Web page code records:
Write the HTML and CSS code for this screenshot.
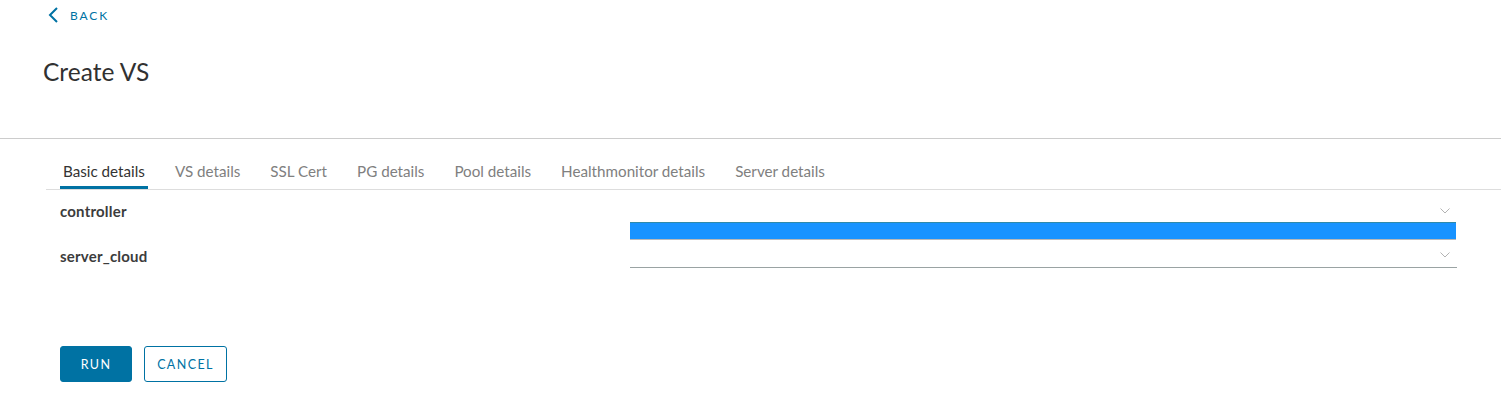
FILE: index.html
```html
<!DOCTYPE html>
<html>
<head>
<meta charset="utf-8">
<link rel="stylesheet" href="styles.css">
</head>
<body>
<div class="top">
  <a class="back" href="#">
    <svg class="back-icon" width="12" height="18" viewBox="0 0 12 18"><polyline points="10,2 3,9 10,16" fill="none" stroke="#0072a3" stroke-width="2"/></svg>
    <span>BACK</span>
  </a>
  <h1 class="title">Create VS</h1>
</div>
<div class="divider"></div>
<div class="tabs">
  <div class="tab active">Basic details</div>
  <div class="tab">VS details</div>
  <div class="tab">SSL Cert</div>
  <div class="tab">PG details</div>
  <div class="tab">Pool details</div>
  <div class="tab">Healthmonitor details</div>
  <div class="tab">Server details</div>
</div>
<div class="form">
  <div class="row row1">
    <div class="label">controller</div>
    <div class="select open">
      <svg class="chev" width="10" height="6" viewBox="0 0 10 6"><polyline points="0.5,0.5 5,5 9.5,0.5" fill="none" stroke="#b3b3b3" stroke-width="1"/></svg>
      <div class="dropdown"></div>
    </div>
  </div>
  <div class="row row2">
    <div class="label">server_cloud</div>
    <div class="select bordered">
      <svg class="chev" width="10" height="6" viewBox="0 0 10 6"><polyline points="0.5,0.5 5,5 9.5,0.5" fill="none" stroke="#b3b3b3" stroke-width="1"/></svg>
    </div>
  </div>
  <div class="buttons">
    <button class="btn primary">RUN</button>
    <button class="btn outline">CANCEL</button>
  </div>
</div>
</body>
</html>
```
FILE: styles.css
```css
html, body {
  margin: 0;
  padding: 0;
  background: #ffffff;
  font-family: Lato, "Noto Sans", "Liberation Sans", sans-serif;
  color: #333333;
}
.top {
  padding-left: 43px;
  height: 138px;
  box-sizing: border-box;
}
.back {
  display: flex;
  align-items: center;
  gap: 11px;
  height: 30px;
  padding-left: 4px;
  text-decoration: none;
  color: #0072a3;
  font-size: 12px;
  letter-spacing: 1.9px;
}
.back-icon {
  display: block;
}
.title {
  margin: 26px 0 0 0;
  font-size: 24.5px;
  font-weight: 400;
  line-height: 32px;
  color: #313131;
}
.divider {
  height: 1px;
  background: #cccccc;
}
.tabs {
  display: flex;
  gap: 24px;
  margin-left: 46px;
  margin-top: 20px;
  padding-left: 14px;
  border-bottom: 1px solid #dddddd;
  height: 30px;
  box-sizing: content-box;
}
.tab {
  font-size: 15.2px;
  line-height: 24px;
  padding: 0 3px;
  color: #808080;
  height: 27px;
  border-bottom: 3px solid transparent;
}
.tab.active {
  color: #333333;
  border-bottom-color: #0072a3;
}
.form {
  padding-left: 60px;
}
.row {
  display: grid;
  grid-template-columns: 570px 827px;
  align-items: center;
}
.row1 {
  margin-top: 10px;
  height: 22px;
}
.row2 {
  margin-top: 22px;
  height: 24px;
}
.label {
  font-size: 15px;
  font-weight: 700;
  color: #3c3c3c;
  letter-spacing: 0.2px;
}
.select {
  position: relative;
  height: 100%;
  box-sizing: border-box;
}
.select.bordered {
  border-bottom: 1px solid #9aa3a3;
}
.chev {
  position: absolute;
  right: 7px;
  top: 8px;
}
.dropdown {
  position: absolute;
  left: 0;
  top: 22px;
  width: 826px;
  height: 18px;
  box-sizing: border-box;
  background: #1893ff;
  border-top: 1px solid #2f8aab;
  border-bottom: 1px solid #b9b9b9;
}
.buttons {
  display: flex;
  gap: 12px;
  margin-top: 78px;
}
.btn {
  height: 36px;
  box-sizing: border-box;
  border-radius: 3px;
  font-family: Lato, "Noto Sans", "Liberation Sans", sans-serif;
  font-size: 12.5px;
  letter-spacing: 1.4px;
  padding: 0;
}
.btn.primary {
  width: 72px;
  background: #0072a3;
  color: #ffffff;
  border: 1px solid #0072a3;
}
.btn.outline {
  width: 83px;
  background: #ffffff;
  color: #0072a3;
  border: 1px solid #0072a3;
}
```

--

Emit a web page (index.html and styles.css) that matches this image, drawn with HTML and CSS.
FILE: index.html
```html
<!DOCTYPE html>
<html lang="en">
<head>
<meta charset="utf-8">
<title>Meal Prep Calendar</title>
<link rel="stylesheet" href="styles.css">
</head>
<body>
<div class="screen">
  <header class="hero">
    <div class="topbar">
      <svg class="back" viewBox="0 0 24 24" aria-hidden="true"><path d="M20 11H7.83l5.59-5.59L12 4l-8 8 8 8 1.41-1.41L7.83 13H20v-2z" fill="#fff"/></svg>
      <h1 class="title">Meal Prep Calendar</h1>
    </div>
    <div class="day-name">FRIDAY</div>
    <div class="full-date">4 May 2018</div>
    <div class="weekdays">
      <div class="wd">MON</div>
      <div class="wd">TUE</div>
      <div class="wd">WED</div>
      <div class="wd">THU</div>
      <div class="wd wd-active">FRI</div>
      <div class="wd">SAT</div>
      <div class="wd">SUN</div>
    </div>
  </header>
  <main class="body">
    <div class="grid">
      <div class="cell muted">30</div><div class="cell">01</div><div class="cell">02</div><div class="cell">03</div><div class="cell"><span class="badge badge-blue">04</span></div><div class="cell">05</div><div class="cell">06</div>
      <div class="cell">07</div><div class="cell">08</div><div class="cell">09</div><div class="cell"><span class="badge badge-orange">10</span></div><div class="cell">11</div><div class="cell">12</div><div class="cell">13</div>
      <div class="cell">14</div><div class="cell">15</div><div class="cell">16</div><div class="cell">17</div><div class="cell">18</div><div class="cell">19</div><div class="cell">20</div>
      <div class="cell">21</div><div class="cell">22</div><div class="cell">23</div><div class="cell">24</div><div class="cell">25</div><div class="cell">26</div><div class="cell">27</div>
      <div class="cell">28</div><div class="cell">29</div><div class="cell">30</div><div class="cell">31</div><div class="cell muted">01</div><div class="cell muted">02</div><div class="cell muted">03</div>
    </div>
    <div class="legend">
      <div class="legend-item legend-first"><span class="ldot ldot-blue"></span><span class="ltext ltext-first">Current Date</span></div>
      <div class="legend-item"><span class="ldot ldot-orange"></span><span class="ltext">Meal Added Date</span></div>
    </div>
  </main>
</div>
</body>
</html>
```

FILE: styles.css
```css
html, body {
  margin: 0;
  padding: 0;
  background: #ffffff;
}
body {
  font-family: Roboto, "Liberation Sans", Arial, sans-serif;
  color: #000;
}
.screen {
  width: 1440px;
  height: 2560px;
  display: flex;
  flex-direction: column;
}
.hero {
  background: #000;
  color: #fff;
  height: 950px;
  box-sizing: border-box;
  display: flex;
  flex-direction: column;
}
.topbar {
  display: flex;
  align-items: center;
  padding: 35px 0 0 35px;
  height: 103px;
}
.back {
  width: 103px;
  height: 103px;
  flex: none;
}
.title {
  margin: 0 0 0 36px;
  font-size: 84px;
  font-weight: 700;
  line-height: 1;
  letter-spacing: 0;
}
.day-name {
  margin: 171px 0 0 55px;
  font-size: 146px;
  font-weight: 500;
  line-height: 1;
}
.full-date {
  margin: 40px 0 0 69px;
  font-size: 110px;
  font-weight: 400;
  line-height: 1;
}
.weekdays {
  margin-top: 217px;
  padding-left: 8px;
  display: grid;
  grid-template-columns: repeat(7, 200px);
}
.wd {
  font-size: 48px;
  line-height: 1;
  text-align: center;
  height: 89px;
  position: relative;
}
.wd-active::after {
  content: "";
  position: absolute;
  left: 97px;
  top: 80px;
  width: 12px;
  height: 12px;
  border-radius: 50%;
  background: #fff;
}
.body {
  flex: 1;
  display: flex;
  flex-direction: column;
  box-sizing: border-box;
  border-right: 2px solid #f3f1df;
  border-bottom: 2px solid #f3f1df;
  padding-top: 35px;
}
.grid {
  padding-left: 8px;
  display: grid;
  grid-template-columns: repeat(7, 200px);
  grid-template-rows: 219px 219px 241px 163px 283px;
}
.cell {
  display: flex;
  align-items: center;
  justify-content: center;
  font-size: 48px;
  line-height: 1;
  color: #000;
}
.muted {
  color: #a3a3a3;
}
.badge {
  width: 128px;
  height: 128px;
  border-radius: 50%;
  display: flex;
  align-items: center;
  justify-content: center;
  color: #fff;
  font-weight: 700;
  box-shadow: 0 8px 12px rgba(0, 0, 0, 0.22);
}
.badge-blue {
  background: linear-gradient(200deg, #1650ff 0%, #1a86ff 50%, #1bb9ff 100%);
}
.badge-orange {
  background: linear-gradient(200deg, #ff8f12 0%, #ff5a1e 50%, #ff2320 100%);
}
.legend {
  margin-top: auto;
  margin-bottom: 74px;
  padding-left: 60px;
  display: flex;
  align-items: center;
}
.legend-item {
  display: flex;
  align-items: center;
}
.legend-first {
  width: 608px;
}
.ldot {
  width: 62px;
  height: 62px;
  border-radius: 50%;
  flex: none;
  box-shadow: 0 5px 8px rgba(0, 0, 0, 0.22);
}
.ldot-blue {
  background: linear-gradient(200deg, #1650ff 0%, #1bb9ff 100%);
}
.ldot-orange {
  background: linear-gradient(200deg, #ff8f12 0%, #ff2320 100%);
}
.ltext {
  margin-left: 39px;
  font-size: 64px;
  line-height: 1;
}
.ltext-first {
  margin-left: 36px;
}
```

Exercise details: Show all lines from the records above where the word "this" occurs.

Solution to the problem:
Write the HTML and CSS code for this screenshot.
Emit a web page (index.html and styles.css) that matches this image, drawn with HTML and CSS.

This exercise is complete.